MATERIAL FOR THIS EXERCISE

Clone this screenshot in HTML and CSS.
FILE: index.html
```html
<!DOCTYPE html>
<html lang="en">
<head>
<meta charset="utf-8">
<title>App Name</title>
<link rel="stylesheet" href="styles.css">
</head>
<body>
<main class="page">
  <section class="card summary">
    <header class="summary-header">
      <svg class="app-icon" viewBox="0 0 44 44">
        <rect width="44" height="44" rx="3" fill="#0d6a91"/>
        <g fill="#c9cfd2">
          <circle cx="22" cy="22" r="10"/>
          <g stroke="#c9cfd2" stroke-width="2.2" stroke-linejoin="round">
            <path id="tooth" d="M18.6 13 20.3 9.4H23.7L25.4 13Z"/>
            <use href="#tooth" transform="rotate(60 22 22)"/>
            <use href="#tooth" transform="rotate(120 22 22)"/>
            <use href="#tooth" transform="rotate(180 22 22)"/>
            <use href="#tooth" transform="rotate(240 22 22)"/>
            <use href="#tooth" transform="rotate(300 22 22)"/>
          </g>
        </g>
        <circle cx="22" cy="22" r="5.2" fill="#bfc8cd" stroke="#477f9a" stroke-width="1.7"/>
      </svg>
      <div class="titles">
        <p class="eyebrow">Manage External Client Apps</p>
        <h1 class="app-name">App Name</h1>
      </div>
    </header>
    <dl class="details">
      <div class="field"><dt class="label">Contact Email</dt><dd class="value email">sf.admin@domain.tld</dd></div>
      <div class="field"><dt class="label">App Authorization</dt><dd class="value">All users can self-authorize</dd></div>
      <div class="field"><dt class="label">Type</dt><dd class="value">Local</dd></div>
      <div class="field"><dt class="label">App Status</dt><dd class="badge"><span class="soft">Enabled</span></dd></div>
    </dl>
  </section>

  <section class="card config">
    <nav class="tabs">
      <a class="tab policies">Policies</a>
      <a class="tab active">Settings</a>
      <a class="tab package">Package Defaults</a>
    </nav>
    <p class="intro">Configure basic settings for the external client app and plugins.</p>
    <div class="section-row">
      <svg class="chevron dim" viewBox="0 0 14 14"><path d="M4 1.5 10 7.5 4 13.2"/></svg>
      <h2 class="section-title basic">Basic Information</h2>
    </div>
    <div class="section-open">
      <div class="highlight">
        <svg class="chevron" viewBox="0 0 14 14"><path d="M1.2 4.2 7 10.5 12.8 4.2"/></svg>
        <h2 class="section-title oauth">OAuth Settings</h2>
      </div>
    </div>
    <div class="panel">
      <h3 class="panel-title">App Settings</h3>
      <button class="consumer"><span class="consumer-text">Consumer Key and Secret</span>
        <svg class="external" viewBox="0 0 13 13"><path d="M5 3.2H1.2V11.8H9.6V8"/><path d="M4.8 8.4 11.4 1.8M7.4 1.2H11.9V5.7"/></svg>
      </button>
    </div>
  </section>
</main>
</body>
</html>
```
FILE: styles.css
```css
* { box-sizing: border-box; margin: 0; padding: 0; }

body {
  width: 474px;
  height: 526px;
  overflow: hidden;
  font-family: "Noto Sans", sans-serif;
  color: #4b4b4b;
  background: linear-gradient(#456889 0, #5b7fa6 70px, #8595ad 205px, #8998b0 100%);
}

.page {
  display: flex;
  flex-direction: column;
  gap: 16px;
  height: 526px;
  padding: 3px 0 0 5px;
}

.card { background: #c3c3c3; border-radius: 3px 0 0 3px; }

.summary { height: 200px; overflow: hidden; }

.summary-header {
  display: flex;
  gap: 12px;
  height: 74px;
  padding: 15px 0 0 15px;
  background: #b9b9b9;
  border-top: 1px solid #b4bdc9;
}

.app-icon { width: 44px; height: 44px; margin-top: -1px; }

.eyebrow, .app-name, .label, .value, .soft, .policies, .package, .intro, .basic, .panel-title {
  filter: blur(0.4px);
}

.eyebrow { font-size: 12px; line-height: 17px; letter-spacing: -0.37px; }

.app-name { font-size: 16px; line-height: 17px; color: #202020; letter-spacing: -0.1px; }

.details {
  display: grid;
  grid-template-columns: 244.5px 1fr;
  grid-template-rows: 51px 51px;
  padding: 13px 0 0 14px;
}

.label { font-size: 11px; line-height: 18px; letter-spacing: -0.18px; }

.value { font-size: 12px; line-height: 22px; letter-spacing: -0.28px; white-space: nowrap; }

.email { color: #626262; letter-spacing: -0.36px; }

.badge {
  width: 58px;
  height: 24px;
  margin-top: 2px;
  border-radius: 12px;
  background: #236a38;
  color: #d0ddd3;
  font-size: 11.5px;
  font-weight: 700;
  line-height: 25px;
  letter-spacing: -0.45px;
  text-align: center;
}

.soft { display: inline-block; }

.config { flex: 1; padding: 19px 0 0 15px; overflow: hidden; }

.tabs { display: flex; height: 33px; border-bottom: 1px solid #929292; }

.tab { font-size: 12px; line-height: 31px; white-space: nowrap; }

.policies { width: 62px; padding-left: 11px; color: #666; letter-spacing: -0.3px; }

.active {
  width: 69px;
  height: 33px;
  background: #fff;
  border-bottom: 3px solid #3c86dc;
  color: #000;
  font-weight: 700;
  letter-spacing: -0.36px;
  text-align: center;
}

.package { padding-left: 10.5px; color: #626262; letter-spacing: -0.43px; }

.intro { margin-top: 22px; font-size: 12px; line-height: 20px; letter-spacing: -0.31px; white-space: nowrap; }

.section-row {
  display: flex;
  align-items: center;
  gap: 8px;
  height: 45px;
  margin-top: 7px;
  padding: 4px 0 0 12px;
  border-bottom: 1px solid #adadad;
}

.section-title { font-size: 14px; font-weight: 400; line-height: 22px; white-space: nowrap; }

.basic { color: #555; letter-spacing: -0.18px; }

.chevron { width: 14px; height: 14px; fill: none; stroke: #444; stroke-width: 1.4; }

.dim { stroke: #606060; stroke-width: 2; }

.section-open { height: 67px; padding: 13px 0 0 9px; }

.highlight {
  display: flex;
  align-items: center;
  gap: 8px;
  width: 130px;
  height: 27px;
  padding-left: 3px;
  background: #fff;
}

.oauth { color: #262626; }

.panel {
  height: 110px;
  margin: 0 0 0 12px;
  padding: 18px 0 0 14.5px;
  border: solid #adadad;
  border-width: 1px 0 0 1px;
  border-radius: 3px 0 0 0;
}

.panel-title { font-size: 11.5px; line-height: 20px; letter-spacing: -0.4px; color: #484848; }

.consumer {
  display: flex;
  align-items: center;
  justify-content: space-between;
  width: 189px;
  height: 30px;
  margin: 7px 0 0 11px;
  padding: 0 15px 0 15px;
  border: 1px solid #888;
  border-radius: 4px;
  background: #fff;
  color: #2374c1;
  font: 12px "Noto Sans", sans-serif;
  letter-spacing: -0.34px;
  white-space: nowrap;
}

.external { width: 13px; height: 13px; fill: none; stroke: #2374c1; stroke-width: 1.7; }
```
---
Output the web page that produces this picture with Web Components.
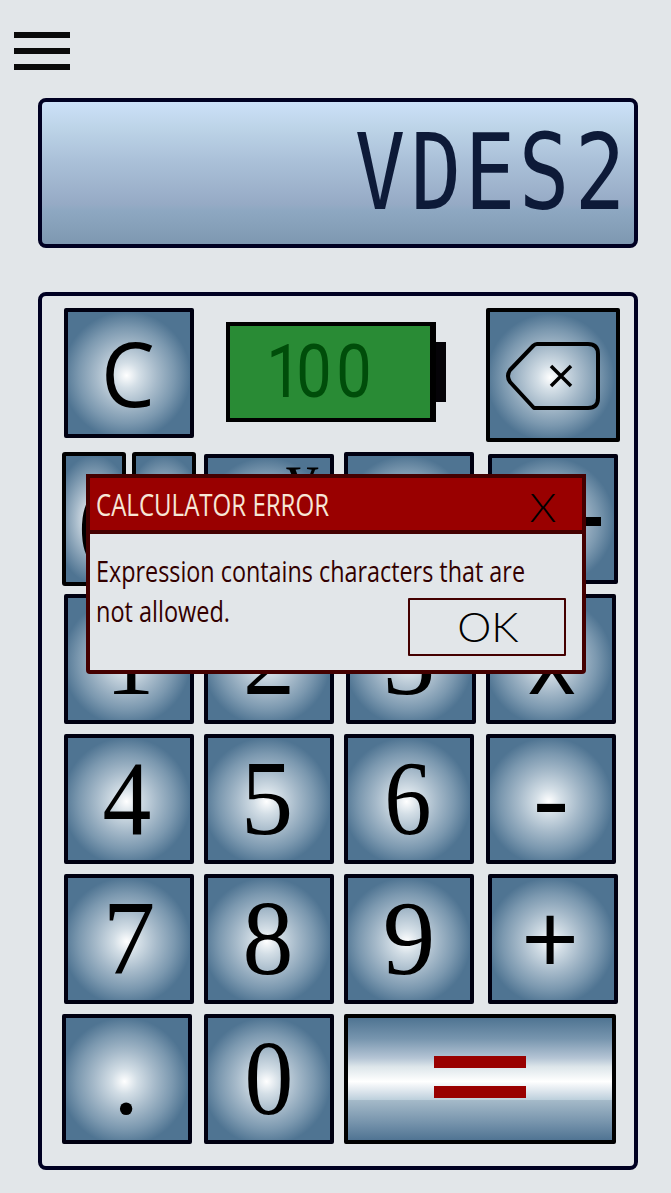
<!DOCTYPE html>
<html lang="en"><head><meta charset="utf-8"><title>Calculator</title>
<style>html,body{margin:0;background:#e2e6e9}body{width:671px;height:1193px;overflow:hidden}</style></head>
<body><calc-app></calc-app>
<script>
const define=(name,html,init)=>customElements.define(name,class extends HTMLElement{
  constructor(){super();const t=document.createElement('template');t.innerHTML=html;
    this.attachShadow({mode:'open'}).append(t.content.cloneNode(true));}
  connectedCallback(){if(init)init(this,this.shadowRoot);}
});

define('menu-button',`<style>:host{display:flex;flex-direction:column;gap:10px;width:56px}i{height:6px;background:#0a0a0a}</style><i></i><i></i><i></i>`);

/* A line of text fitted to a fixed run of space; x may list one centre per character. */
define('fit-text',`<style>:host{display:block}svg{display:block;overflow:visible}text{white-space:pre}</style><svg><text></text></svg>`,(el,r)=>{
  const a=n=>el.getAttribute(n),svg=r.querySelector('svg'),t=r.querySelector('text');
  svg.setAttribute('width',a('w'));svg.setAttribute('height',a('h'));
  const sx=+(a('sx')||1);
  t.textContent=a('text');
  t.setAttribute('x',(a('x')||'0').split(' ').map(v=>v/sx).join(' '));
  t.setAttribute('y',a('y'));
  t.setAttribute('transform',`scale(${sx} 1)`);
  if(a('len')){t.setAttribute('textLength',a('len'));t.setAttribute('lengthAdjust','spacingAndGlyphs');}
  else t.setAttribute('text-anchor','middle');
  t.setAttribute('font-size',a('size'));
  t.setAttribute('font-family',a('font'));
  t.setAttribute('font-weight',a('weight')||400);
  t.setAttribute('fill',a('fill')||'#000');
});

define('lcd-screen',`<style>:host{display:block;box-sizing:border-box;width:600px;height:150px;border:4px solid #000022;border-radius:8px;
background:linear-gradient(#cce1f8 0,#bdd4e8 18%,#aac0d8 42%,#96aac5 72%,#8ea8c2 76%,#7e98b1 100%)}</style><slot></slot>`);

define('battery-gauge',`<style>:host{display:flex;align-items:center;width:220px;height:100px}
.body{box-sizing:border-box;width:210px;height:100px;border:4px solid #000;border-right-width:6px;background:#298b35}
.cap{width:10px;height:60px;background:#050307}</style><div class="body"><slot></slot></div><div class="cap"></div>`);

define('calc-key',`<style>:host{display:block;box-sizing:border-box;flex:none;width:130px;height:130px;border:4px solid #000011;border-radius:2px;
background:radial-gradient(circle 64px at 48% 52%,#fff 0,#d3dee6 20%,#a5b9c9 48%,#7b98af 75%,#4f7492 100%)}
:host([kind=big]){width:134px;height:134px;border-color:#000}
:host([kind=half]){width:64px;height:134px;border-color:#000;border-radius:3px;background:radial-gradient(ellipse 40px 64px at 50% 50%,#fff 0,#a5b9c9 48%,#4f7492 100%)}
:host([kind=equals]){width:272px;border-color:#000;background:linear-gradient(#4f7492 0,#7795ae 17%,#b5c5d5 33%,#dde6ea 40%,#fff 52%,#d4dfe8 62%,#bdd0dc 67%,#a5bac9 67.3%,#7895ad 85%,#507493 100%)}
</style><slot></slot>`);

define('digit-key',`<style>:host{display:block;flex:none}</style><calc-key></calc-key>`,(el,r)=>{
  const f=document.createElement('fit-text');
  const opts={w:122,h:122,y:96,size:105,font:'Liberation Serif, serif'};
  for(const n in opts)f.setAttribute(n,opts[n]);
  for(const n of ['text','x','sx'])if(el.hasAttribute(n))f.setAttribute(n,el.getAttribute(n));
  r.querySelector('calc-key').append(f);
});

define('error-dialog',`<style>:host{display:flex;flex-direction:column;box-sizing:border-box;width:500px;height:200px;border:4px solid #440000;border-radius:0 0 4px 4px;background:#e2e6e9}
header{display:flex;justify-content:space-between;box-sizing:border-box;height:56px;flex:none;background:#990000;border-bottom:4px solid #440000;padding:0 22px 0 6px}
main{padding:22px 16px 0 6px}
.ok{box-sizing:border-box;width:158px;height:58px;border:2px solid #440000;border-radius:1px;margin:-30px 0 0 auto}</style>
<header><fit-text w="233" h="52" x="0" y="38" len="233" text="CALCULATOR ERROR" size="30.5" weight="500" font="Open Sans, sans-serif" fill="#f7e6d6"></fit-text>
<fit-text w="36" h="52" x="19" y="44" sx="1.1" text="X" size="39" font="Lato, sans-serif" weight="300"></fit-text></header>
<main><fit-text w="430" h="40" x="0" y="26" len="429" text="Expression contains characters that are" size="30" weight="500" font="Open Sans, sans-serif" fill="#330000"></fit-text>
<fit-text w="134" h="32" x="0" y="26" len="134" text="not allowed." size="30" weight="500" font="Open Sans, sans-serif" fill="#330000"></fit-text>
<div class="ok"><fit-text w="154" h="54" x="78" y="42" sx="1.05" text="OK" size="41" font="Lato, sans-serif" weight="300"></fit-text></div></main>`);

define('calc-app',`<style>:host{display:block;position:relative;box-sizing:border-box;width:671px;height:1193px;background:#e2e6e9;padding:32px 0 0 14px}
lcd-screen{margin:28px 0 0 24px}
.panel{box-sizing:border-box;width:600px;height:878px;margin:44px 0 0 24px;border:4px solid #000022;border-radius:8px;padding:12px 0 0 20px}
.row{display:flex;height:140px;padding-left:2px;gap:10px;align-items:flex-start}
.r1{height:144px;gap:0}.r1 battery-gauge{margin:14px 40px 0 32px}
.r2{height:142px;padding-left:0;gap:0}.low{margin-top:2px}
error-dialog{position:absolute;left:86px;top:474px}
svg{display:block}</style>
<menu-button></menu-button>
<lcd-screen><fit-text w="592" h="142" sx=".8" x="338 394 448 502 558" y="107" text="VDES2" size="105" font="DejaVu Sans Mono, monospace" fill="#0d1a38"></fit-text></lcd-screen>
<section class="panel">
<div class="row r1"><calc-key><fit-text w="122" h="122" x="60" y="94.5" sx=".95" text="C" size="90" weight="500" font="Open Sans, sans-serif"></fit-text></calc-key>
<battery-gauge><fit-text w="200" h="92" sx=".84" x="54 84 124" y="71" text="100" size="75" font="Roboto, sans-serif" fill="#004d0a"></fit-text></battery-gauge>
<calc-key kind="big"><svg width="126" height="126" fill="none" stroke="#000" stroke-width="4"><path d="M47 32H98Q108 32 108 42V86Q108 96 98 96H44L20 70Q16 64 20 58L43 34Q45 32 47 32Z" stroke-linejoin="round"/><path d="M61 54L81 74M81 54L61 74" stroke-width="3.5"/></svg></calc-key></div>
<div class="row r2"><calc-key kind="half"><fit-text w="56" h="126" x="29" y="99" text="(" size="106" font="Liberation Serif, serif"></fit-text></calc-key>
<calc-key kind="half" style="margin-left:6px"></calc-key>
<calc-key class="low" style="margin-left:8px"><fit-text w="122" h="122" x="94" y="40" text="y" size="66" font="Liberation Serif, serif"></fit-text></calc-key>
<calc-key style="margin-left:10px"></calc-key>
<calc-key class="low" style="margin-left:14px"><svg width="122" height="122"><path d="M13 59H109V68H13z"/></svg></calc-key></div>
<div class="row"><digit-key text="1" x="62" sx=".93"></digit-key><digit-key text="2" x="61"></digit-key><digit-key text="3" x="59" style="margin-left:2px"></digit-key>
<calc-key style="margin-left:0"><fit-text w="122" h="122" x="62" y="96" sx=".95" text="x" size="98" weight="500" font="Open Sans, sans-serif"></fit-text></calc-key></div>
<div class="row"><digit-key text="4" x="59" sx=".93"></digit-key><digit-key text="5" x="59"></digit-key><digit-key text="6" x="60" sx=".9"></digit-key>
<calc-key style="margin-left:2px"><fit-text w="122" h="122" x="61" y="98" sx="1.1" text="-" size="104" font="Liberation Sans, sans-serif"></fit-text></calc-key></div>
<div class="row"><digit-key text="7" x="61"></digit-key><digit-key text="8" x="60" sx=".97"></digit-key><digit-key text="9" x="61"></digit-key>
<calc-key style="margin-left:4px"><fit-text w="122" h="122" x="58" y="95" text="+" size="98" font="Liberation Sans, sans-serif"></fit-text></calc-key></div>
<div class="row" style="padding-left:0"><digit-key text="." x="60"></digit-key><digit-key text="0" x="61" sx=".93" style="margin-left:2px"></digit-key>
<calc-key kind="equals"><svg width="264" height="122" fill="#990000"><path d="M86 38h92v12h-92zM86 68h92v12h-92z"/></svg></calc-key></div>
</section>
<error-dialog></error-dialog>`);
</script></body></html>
==
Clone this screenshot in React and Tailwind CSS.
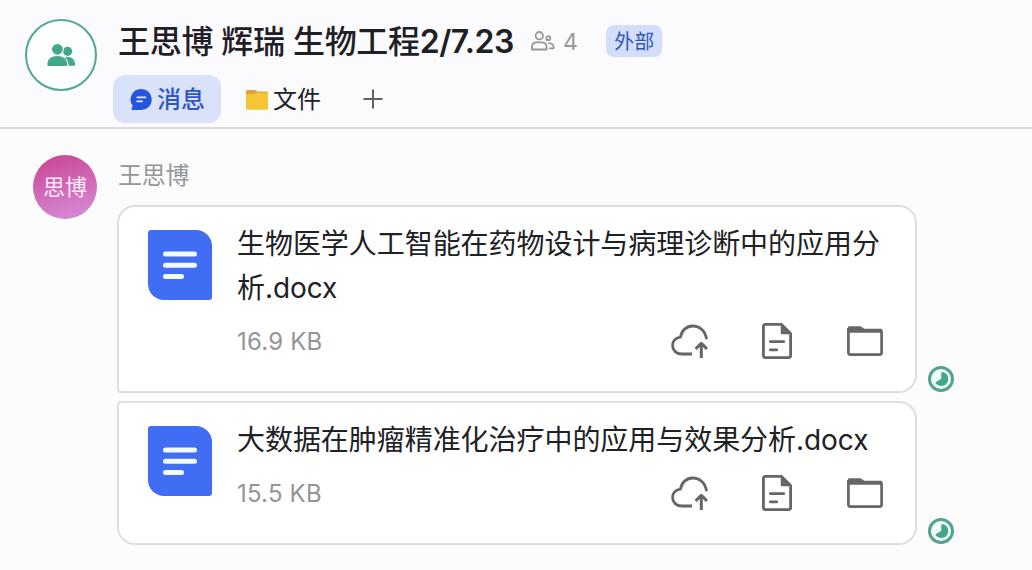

PROBLEM REQUIREMENTS
From the data, pick out every line that includes "screenshot".

WRITTEN SOLUTION
Clone this screenshot in HTML and CSS.
Clone this screenshot in React and Tailwind CSS.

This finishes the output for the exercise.